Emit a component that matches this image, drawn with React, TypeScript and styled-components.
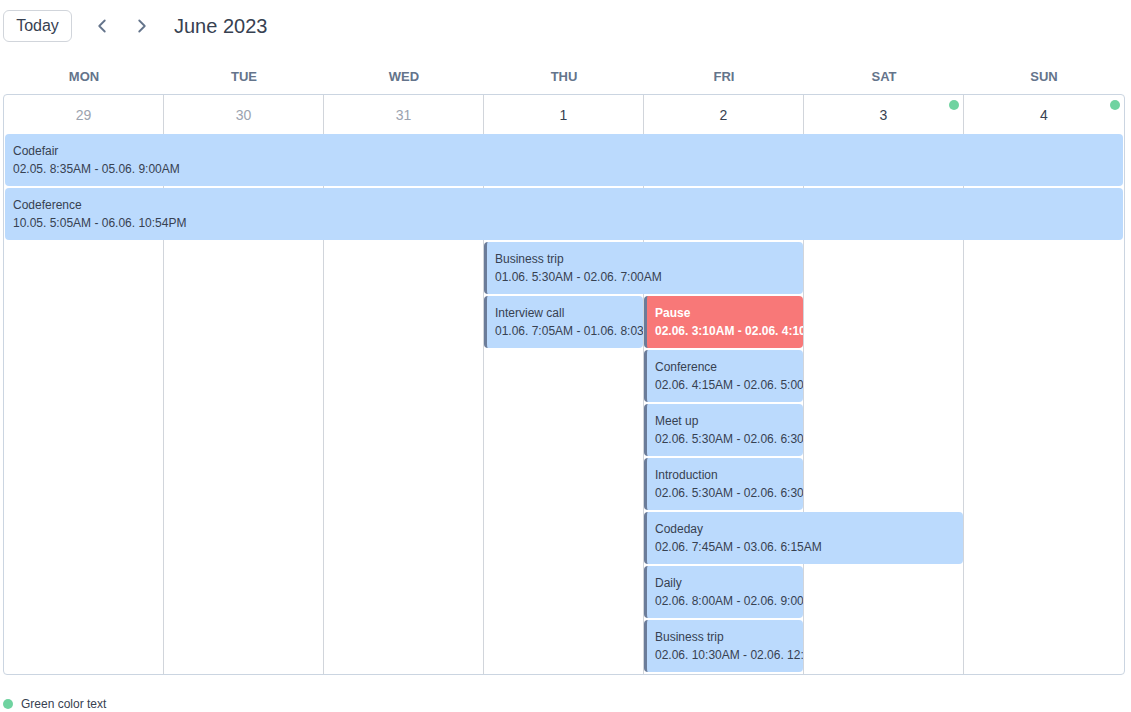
import React from 'react';
import styled, { createGlobalStyle } from 'styled-components';
import { ChevronLeft, ChevronRight } from 'lucide-react';

type Day = { label: string; num: number; muted?: boolean; dot?: boolean };

type CalEvent = {
  title: string;
  time: string;
  row: number;
  start: number;
  span: number;
  accent?: boolean;
  danger?: boolean;
};

const days: Day[] = [
  { label: 'MON', num: 29, muted: true },
  { label: 'TUE', num: 30, muted: true },
  { label: 'WED', num: 31, muted: true },
  { label: 'THU', num: 1 },
  { label: 'FRI', num: 2 },
  { label: 'SAT', num: 3, dot: true },
  { label: 'SUN', num: 4, dot: true },
];

const events: CalEvent[] = [
  { title: 'Codefair', time: '02.05. 8:35AM - 05.06. 9:00AM', row: 2, start: 1, span: 7 },
  { title: 'Codeference', time: '10.05. 5:05AM - 06.06. 10:54PM', row: 3, start: 1, span: 7 },
  { title: 'Business trip', time: '01.06. 5:30AM - 02.06. 7:00AM', row: 4, start: 4, span: 2, accent: true },
  { title: 'Interview call', time: '01.06. 7:05AM - 01.06. 8:03AM', row: 5, start: 4, span: 1, accent: true },
  { title: 'Pause', time: '02.06. 3:10AM - 02.06. 4:10AM', row: 5, start: 5, span: 1, accent: true, danger: true },
  { title: 'Conference', time: '02.06. 4:15AM - 02.06. 5:00AM', row: 6, start: 5, span: 1, accent: true },
  { title: 'Meet up', time: '02.06. 5:30AM - 02.06. 6:30AM', row: 7, start: 5, span: 1, accent: true },
  { title: 'Introduction', time: '02.06. 5:30AM - 02.06. 6:30AM', row: 8, start: 5, span: 1, accent: true },
  { title: 'Codeday', time: '02.06. 7:45AM - 03.06. 6:15AM', row: 9, start: 5, span: 2, accent: true },
  { title: 'Daily', time: '02.06. 8:00AM - 02.06. 9:00AM', row: 10, start: 5, span: 1, accent: true },
  { title: 'Business trip', time: '02.06. 10:30AM - 02.06. 12:00PM', row: 11, start: 5, span: 1, accent: true },
];

const App: React.FC = () => {
  return (
    <Page>
      <GlobalStyle />
      <Toolbar>
        <TodayButton>Today</TodayButton>
        <NavButton aria-label="Previous">
          <ChevronLeft size={22} strokeWidth={2} />
        </NavButton>
        <NavButton aria-label="Next">
          <ChevronRight size={22} strokeWidth={2} />
        </NavButton>
        <Title>June 2023</Title>
      </Toolbar>

      <WeekdayRow>
        {days.map((d) => (
          <Weekday key={d.label}>{d.label}</Weekday>
        ))}
      </WeekdayRow>

      <MonthGrid>
        {days.map((d, i) => (
          <DayColumn key={d.label} $col={i + 1} $last={i === days.length - 1}>
            <DayNumber $muted={d.muted}>{d.num}</DayNumber>
            {d.dot && <Dot />}
          </DayColumn>
        ))}
        {events.map((e, i) => (
          <EventBox
            key={i}
            $row={e.row}
            $start={e.start}
            $span={e.span}
            $accent={e.accent}
            $danger={e.danger}
          >
            <EventTitle>{e.title}</EventTitle>
            <EventTime>{e.time}</EventTime>
          </EventBox>
        ))}
      </MonthGrid>

      <Legend>
        <LegendDot />
        <LegendText>Green color text</LegendText>
      </Legend>
    </Page>
  );
};

const GlobalStyle = createGlobalStyle`
  body {
    margin: 0;
    background: #ffffff;
    font-family: "Liberation Sans", Arial, sans-serif;
    color: #374151;
  }
`;

const Page: any = styled.div`
  padding: 10px 7px 0 3px;
  width: 1122px;
`;

const Toolbar: any = styled.div`
  display: flex;
  align-items: center;
  height: 32px;
`;

const TodayButton: any = styled.button`
  height: 32px;
  width: 69px;
  padding: 0;
  border: 1px solid #d1d5db;
  border-radius: 6px;
  background: #ffffff;
  font-family: "Liberation Sans", Arial, sans-serif;
  font-size: 16px;
  color: #374151;
  margin-right: 15px;
`;

const NavButton: any = styled.button`
  display: flex;
  align-items: center;
  justify-content: center;
  width: 30px;
  height: 30px;
  padding: 0;
  border: none;
  background: transparent;
  color: #64748b;
  margin-right: 10px;
`;

const Title: any = styled.div`
  font-size: 20px;
  color: #374151;
  margin-left: 7px;
`;

const WeekdayRow: any = styled.div`
  display: grid;
  grid-template-columns: repeat(7, 160px);
  height: 36px;
  margin-top: 16px;
  padding-left: 1px;
`;

const Weekday: any = styled.div`
  display: flex;
  align-items: center;
  justify-content: center;
  font-size: 13px;
  font-weight: bold;
  color: #64748b;
`;

const MonthGrid: any = styled.div`
  display: grid;
  grid-template-columns: repeat(7, 160px);
  grid-template-rows: 39px repeat(10, 54px);
  border: 1px solid #cbd5e1;
  border-radius: 4px;
  width: 1120px;
  overflow: hidden;
`;

const DayColumn: any = styled.div`
  grid-column: ${(p: any) => p.$col};
  grid-row: 1 / -1;
  position: relative;
  border-right: ${(p: any) => (p.$last ? 'none' : '1px solid #d1d5db')};
`;

const DayNumber: any = styled.div`
  height: 39px;
  display: flex;
  align-items: center;
  justify-content: center;
  font-size: 14px;
  color: ${(p: any) => (p.$muted ? '#9ca3af' : '#374151')};
`;

const Dot: any = styled.span`
  position: absolute;
  top: 5px;
  right: 4px;
  width: 10px;
  height: 10px;
  border-radius: 50%;
  background: #6fd3a0;
`;

const EventBox: any = styled.div`
  grid-column: ${(p: any) => `${p.$start} / span ${p.$span}`};
  grid-row: ${(p: any) => p.$row};
  position: relative;
  z-index: 1;
  margin: 0 1px 2px ${(p: any) => (p.$accent ? '0' : '1px')};
  padding: 8px 8px 0 8px;
  border-radius: 4px;
  border-left: ${(p: any) => (p.$accent ? '3px solid #6b7c99' : 'none')};
  background: ${(p: any) => (p.$danger ? '#f87878' : '#bbdafd')};
  color: ${(p: any) => (p.$danger ? '#ffffff' : '#374151')};
  font-weight: ${(p: any) => (p.$danger ? 'bold' : 'normal')};
  overflow: hidden;
  white-space: nowrap;
  font-size: 12px;
  line-height: 18px;
`;

const EventTitle: any = styled.div``;

const EventTime: any = styled.div``;

const Legend: any = styled.div`
  display: flex;
  align-items: center;
  margin-top: 21px;
  height: 16px;
`;

const LegendDot: any = styled.span`
  width: 10px;
  height: 10px;
  border-radius: 50%;
  background: #6fd3a0;
  margin-right: 8px;
`;

const LegendText: any = styled.span`
  font-size: 12px;
  color: #374151;
`;

export default App;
::::
▶ CHALLENGE: Reproduce the material word for word, minus the images.

▶ EXERCISE OUTPUT:
Emit a component that matches this image, drawn with React, TypeScript and styled-components.
import React from 'react';
import styled, { createGlobalStyle } from 'styled-components';
import { ChevronLeft, ChevronRight } from 'lucide-react';

type Day = { label: string; num: number; muted?: boolean; dot?: boolean };

type CalEvent = {
  title: string;
  time: string;
  row: number;
  start: number;
  span: number;
  accent?: boolean;
  danger?: boolean;
};

const days: Day[] = [
  { label: 'MON', num: 29, muted: true },
  { label: 'TUE', num: 30, muted: true },
  { label: 'WED', num: 31, muted: true },
  { label: 'THU', num: 1 },
  { label: 'FRI', num: 2 },
  { label: 'SAT', num: 3, dot: true },
  { label: 'SUN', num: 4, dot: true },
];

const events: CalEvent[] = [
  { title: 'Codefair', time: '02.05. 8:35AM - 05.06. 9:00AM', row: 2, start: 1, span: 7 },
  { title: 'Codeference', time: '10.05. 5:05AM - 06.06. 10:54PM', row: 3, start: 1, span: 7 },
  { title: 'Business trip', time: '01.06. 5:30AM - 02.06. 7:00AM', row: 4, start: 4, span: 2, accent: true },
  { title: 'Interview call', time: '01.06. 7:05AM - 01.06. 8:03AM', row: 5, start: 4, span: 1, accent: true },
  { title: 'Pause', time: '02.06. 3:10AM - 02.06. 4:10AM', row: 5, start: 5, span: 1, accent: true, danger: true },
  { title: 'Conference', time: '02.06. 4:15AM - 02.06. 5:00AM', row: 6, start: 5, span: 1, accent: true },
  { title: 'Meet up', time: '02.06. 5:30AM - 02.06. 6:30AM', row: 7, start: 5, span: 1, accent: true },
  { title: 'Introduction', time: '02.06. 5:30AM - 02.06. 6:30AM', row: 8, start: 5, span: 1, accent: true },
  { title: 'Codeday', time: '02.06. 7:45AM - 03.06. 6:15AM', row: 9, start: 5, span: 2, accent: true },
  { title: 'Daily', time: '02.06. 8:00AM - 02.06. 9:00AM', row: 10, start: 5, span: 1, accent: true },
  { title: 'Business trip', time: '02.06. 10:30AM - 02.06. 12:00PM', row: 11, start: 5, span: 1, accent: true },
];

const App: React.FC = () => {
  return (
    <Page>
      <GlobalStyle />
      <Toolbar>
        <TodayButton>Today</TodayButton>
        <NavButton aria-label="Previous">
          <ChevronLeft size={22} strokeWidth={2} />
        </NavButton>
        <NavButton aria-label="Next">
          <ChevronRight size={22} strokeWidth={2} />
        </NavButton>
        <Title>June 2023</Title>
      </Toolbar>

      <WeekdayRow>
        {days.map((d) => (
          <Weekday key={d.label}>{d.label}</Weekday>
        ))}
      </WeekdayRow>

      <MonthGrid>
        {days.map((d, i) => (
          <DayColumn key={d.label} $col={i + 1} $last={i === days.length - 1}>
            <DayNumber $muted={d.muted}>{d.num}</DayNumber>
            {d.dot && <Dot />}
          </DayColumn>
        ))}
        {events.map((e, i) => (
          <EventBox
            key={i}
            $row={e.row}
            $start={e.start}
            $span={e.span}
            $accent={e.accent}
            $danger={e.danger}
          >
            <EventTitle>{e.title}</EventTitle>
            <EventTime>{e.time}</EventTime>
          </EventBox>
        ))}
      </MonthGrid>

      <Legend>
        <LegendDot />
        <LegendText>Green color text</LegendText>
      </Legend>
    </Page>
  );
};

const GlobalStyle = createGlobalStyle`
  body {
    margin: 0;
    background: #ffffff;
    font-family: "Liberation Sans", Arial, sans-serif;
    color: #374151;
  }
`;

const Page: any = styled.div`
  padding: 10px 7px 0 3px;
  width: 1122px;
`;

const Toolbar: any = styled.div`
  display: flex;
  align-items: center;
  height: 32px;
`;

const TodayButton: any = styled.button`
  height: 32px;
  width: 69px;
  padding: 0;
  border: 1px solid #d1d5db;
  border-radius: 6px;
  background: #ffffff;
  font-family: "Liberation Sans", Arial, sans-serif;
  font-size: 16px;
  color: #374151;
  margin-right: 15px;
`;

const NavButton: any = styled.button`
  display: flex;
  align-items: center;
  justify-content: center;
  width: 30px;
  height: 30px;
  padding: 0;
  border: none;
  background: transparent;
  color: #64748b;
  margin-right: 10px;
`;

const Title: any = styled.div`
  font-size: 20px;
  color: #374151;
  margin-left: 7px;
`;

const WeekdayRow: any = styled.div`
  display: grid;
  grid-template-columns: repeat(7, 160px);
  height: 36px;
  margin-top: 16px;
  padding-left: 1px;
`;

const Weekday: any = styled.div`
  display: flex;
  align-items: center;
  justify-content: center;
  font-size: 13px;
  font-weight: bold;
  color: #64748b;
`;

const MonthGrid: any = styled.div`
  display: grid;
  grid-template-columns: repeat(7, 160px);
  grid-template-rows: 39px repeat(10, 54px);
  border: 1px solid #cbd5e1;
  border-radius: 4px;
  width: 1120px;
  overflow: hidden;
`;

const DayColumn: any = styled.div`
  grid-column: ${(p: any) => p.$col};
  grid-row: 1 / -1;
  position: relative;
  border-right: ${(p: any) => (p.$last ? 'none' : '1px solid #d1d5db')};
`;

const DayNumber: any = styled.div`
  height: 39px;
  display: flex;
  align-items: center;
  justify-content: center;
  font-size: 14px;
  color: ${(p: any) => (p.$muted ? '#9ca3af' : '#374151')};
`;

const Dot: any = styled.span`
  position: absolute;
  top: 5px;
  right: 4px;
  width: 10px;
  height: 10px;
  border-radius: 50%;
  background: #6fd3a0;
`;

const EventBox: any = styled.div`
  grid-column: ${(p: any) => `${p.$start} / span ${p.$span}`};
  grid-row: ${(p: any) => p.$row};
  position: relative;
  z-index: 1;
  margin: 0 1px 2px ${(p: any) => (p.$accent ? '0' : '1px')};
  padding: 8px 8px 0 8px;
  border-radius: 4px;
  border-left: ${(p: any) => (p.$accent ? '3px solid #6b7c99' : 'none')};
  background: ${(p: any) => (p.$danger ? '#f87878' : '#bbdafd')};
  color: ${(p: any) => (p.$danger ? '#ffffff' : '#374151')};
  font-weight: ${(p: any) => (p.$danger ? 'bold' : 'normal')};
  overflow: hidden;
  white-space: nowrap;
  font-size: 12px;
  line-height: 18px;
`;

const EventTitle: any = styled.div``;

const EventTime: any = styled.div``;

const Legend: any = styled.div`
  display: flex;
  align-items: center;
  margin-top: 21px;
  height: 16px;
`;

const LegendDot: any = styled.span`
  width: 10px;
  height: 10px;
  border-radius: 50%;
  background: #6fd3a0;
  margin-right: 8px;
`;

const LegendText: any = styled.span`
  font-size: 12px;
  color: #374151;
`;

export default App;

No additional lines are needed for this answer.